- WORK INSTRUCTIONS
Everything from the line containing "Reproduce this screenshot" through the line containing "MdHelp, MdInfoOutline, MdMoreVert" should be repeated exactly, and nothing else from the data.

- DATASET EXTRACT
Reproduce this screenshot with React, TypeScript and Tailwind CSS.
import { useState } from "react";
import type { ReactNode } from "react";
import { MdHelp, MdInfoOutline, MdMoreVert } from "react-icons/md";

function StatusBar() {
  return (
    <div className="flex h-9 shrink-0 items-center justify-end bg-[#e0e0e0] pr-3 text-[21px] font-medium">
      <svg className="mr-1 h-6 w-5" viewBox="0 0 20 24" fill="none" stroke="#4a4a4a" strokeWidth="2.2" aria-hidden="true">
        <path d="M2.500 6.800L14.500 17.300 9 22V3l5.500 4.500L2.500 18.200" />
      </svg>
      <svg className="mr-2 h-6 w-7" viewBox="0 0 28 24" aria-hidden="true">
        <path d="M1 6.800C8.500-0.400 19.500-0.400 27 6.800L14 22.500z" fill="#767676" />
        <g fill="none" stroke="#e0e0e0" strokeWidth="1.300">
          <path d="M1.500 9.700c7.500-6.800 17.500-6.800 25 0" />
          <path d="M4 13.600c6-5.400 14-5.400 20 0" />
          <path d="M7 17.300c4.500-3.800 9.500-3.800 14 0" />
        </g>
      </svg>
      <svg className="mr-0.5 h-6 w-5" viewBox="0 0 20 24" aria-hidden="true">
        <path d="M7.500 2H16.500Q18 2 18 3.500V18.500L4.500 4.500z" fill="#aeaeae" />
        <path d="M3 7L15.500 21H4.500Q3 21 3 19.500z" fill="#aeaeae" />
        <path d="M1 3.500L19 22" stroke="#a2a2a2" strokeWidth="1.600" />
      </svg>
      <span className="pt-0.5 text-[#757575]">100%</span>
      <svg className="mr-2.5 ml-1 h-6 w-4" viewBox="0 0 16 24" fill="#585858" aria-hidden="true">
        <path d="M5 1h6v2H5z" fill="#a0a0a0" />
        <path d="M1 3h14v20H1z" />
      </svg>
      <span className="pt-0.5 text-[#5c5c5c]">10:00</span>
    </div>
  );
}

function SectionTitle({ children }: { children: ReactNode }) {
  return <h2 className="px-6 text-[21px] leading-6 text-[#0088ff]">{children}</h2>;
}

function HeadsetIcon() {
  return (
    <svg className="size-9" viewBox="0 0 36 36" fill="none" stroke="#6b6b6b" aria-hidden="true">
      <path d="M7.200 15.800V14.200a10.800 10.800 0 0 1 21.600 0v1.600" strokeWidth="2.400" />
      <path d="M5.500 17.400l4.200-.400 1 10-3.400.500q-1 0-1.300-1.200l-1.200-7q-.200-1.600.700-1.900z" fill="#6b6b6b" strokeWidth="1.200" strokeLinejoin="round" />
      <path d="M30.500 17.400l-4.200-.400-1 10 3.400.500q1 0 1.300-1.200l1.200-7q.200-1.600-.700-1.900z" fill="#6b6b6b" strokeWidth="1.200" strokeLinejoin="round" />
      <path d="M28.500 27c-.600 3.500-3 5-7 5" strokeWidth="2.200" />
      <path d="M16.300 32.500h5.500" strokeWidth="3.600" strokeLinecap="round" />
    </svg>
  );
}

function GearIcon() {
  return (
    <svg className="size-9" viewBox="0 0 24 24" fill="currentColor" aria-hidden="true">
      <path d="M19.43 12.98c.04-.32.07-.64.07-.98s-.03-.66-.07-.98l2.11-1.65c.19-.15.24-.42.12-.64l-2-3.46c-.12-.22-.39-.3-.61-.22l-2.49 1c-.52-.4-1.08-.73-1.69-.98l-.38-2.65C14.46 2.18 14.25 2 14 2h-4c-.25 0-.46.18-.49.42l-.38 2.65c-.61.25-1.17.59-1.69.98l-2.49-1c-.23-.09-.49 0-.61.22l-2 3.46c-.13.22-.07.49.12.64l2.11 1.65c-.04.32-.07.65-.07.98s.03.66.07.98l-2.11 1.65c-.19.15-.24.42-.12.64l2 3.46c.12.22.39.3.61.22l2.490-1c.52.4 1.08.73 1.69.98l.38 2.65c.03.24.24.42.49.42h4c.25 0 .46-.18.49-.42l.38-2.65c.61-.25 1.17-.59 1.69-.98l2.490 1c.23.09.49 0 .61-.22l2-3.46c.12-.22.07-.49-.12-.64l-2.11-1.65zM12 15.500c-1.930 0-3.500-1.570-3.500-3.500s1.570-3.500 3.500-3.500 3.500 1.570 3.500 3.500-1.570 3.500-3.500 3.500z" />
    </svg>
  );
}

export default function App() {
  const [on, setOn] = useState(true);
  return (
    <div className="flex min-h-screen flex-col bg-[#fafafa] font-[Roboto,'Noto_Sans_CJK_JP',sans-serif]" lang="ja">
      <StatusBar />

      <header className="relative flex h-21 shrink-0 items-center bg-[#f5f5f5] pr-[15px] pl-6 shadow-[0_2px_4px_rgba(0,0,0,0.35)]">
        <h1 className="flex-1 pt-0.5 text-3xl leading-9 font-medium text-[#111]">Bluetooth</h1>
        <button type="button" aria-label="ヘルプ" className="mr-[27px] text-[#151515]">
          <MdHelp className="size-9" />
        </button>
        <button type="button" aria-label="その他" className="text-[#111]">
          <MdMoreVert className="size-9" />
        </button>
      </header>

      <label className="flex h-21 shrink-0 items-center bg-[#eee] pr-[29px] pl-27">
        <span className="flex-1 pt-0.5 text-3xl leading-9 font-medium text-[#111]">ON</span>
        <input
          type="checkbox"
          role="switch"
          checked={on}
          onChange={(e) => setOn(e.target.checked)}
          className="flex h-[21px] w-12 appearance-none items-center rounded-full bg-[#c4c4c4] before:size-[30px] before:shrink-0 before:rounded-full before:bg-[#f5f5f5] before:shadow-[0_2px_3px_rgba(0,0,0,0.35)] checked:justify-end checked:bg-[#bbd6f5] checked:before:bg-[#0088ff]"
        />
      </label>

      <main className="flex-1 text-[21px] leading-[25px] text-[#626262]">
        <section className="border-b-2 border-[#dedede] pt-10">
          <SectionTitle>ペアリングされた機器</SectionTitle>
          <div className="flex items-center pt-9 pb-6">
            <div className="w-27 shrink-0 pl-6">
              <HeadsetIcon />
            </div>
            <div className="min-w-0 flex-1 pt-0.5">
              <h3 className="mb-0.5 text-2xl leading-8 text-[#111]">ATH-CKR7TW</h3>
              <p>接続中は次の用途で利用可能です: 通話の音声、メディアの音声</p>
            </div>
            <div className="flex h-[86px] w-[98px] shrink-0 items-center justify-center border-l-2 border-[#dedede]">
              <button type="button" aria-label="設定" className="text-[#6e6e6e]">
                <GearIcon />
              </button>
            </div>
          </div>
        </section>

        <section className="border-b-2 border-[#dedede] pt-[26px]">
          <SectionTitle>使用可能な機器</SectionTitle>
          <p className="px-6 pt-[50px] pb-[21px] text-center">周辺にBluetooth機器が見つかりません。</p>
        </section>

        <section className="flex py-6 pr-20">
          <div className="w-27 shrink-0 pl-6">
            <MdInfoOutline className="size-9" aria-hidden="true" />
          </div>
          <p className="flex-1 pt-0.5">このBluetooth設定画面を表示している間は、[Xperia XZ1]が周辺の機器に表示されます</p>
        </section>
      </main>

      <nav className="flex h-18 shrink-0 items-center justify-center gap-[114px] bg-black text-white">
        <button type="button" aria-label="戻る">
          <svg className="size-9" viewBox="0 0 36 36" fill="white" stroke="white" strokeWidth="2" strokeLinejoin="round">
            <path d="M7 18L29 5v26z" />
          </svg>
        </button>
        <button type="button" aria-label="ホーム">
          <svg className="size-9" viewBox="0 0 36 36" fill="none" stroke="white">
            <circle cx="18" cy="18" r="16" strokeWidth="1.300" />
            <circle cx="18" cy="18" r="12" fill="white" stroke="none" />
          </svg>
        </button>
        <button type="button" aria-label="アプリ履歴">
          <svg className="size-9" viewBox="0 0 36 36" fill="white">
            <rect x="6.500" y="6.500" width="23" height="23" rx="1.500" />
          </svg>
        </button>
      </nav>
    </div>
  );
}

---

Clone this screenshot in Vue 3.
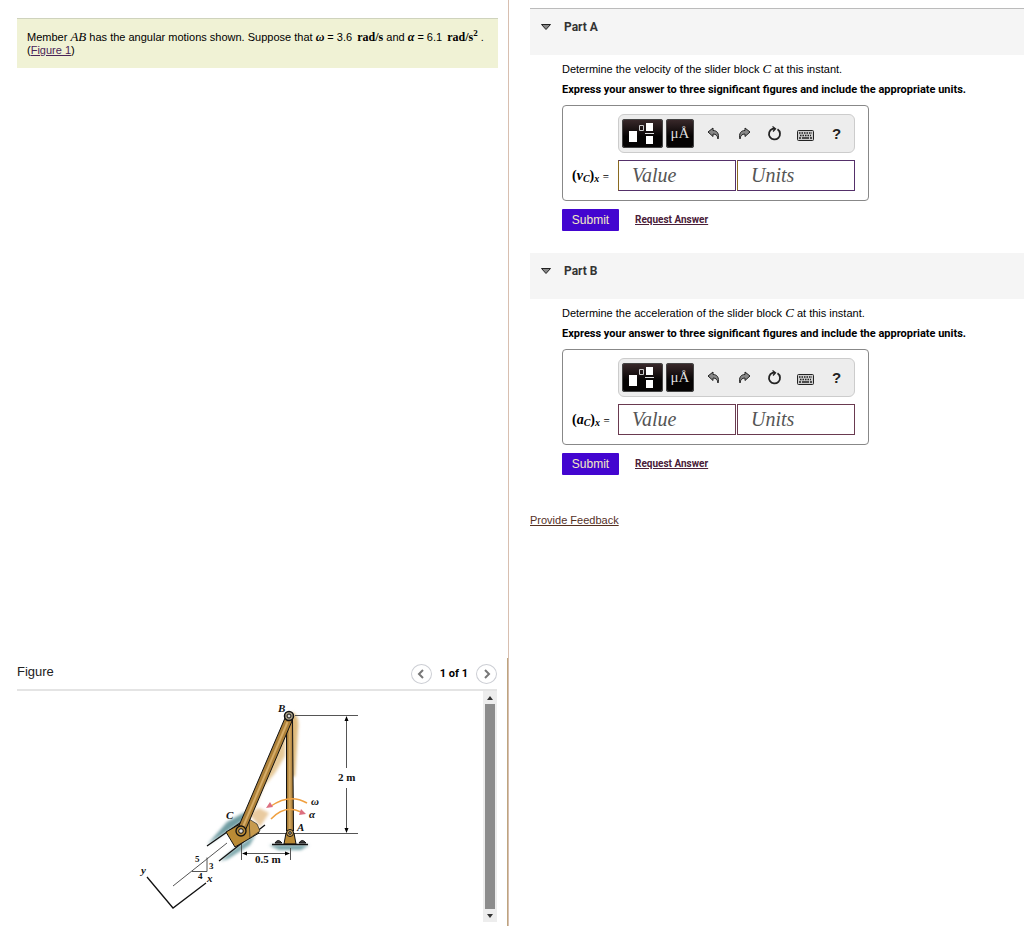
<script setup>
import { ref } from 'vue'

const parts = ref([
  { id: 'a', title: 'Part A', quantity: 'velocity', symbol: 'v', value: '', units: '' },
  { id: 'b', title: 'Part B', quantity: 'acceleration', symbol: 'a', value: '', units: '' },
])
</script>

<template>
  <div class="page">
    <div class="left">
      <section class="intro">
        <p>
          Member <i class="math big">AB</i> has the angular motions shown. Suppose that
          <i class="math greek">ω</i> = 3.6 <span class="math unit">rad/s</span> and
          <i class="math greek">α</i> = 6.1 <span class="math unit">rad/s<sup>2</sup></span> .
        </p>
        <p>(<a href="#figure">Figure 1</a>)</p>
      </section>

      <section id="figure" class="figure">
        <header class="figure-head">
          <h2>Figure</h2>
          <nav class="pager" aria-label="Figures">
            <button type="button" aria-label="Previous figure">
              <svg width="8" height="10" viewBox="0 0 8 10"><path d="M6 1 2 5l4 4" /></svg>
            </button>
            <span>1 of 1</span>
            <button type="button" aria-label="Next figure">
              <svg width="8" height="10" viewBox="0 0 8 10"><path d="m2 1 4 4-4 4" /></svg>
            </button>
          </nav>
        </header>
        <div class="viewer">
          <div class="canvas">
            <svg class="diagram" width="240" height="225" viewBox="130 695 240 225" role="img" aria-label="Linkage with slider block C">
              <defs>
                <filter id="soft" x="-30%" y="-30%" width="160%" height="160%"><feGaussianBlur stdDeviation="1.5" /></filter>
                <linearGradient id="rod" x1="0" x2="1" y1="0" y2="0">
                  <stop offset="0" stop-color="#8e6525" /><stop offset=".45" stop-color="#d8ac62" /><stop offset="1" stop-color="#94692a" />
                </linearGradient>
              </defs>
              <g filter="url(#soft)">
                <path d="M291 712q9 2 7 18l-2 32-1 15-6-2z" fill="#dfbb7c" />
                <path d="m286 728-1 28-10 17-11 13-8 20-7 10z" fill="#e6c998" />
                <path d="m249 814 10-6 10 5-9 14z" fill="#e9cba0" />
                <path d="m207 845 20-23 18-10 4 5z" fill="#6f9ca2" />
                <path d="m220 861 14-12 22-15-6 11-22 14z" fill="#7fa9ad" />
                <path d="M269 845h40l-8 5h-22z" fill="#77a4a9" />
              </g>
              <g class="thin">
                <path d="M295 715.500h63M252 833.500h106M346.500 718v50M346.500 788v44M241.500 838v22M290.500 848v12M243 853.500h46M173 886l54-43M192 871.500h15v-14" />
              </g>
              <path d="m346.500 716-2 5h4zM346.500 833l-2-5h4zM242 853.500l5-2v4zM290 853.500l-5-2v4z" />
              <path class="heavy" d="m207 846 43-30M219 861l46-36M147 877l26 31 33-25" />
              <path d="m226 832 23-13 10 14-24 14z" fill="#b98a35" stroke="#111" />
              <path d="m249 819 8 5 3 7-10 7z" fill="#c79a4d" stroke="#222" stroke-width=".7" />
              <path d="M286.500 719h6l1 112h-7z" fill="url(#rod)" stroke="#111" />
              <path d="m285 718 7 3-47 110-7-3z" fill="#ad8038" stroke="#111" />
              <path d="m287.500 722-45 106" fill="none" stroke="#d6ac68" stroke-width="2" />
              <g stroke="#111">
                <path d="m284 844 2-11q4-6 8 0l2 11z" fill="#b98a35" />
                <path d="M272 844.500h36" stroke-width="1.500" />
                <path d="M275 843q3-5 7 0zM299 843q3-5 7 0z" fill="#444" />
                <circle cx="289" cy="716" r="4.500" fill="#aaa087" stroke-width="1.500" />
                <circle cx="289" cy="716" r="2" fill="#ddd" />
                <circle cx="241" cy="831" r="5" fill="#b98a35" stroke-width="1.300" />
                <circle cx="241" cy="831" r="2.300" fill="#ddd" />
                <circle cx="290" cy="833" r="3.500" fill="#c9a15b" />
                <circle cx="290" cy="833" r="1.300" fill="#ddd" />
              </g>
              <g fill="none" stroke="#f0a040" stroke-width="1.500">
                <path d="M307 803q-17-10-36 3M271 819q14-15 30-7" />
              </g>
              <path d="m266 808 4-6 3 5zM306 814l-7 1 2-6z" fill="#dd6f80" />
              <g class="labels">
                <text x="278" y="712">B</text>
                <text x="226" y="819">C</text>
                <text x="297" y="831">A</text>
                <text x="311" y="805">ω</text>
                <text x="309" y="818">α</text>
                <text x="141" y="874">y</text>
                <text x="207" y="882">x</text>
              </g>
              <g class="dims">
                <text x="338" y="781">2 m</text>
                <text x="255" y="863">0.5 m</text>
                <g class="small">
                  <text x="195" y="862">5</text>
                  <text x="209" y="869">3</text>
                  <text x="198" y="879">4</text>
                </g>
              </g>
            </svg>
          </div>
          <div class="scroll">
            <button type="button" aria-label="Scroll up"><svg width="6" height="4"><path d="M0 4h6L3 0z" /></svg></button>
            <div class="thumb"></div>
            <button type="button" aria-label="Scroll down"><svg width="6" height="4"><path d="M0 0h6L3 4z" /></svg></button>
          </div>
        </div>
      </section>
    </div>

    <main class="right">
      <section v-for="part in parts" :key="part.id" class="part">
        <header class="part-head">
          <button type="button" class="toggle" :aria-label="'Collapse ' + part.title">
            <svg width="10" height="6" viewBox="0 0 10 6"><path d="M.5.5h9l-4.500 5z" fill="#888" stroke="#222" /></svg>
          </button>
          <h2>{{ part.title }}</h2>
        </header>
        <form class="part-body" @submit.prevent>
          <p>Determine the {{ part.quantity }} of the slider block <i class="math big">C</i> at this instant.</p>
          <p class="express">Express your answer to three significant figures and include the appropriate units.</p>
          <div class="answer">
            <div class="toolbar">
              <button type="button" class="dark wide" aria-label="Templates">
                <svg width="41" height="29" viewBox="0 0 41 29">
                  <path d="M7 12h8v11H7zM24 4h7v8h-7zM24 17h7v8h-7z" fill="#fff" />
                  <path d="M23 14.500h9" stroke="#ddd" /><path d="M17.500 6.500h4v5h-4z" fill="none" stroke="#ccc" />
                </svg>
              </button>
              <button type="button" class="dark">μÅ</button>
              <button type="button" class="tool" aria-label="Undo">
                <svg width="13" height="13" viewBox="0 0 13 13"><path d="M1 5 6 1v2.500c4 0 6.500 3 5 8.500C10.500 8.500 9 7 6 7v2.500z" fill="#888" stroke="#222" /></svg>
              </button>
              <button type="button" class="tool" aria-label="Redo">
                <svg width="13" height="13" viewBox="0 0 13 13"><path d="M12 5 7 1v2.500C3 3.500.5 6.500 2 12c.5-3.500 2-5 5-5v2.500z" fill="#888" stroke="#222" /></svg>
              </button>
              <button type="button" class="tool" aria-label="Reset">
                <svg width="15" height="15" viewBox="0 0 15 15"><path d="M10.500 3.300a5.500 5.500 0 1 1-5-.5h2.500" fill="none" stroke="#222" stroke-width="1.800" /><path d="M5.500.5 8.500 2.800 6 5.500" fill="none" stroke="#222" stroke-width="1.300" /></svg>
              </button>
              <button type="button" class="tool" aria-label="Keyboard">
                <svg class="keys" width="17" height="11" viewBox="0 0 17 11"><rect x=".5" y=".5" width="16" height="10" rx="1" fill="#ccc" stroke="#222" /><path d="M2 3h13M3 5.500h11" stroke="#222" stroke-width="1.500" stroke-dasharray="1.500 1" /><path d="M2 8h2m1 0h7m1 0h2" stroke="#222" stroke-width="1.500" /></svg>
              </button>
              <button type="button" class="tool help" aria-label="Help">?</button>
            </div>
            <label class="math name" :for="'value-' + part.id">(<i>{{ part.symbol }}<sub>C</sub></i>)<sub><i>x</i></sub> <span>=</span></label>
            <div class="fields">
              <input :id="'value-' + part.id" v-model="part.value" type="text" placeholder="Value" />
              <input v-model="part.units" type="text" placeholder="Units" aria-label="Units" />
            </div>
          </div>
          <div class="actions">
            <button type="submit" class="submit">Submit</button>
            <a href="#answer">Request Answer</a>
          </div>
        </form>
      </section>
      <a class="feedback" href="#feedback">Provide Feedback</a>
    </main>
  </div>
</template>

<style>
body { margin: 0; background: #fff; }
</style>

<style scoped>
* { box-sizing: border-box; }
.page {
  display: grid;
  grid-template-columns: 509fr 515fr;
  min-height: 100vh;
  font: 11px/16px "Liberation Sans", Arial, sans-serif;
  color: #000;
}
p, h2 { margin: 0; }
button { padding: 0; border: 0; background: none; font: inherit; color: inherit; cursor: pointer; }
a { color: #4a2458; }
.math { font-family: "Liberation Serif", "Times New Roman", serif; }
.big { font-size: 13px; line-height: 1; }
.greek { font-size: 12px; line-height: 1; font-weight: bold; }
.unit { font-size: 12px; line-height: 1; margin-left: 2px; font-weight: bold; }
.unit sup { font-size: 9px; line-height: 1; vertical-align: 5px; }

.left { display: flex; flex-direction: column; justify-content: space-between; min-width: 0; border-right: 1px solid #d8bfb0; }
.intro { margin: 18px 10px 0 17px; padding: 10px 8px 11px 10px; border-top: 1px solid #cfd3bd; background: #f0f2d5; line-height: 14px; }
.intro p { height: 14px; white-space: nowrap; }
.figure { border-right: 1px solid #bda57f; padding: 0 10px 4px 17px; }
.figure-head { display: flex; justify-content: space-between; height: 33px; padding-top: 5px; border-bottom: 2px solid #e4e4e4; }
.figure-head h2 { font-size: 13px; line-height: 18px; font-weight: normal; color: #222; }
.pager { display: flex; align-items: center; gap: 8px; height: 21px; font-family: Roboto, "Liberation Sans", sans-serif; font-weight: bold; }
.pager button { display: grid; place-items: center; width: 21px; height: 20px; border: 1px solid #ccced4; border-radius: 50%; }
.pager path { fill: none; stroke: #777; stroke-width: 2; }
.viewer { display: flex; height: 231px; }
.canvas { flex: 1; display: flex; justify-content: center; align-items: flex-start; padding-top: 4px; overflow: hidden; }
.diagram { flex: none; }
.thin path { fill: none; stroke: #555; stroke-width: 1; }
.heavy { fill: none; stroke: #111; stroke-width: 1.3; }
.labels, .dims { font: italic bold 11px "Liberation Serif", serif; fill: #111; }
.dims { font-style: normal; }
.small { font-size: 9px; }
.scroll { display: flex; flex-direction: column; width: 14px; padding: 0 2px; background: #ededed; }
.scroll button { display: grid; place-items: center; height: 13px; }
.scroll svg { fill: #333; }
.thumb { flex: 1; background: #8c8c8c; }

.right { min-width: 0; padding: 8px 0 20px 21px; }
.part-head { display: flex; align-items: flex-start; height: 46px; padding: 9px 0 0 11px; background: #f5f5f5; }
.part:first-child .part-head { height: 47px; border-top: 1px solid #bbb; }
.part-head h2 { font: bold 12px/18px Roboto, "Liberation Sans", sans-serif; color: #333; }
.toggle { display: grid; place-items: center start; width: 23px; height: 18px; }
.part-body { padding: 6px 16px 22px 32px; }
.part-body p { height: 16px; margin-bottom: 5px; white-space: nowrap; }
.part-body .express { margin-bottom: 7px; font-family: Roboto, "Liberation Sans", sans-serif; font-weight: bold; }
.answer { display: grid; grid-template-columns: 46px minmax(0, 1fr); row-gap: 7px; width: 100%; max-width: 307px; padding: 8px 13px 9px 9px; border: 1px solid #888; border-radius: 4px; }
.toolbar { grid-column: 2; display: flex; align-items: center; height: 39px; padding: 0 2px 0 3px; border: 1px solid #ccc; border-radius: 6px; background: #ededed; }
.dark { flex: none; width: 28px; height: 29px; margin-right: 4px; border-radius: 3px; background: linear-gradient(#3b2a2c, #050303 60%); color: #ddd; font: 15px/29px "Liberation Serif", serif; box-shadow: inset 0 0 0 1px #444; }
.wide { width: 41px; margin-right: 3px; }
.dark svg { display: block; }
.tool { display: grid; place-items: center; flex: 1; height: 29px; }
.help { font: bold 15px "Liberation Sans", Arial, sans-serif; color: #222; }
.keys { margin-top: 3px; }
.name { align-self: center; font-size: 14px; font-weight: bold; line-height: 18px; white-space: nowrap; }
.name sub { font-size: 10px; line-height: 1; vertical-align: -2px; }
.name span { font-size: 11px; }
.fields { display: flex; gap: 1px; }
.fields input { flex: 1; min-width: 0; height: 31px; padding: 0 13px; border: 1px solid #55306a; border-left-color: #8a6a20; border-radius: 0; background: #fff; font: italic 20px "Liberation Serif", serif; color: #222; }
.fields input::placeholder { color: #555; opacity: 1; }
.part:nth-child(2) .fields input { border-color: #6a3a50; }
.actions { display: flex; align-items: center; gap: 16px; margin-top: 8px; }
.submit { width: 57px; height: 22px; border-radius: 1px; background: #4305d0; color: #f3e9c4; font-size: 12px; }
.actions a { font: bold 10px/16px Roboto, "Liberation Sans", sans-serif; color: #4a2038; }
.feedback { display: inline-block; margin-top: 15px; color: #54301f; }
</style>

- RESULT
Reproduce this screenshot with React, TypeScript and Tailwind CSS.
import { useState } from "react";
import type { ReactNode } from "react";
import { MdHelp, MdInfoOutline, MdMoreVert } from "react-icons/md";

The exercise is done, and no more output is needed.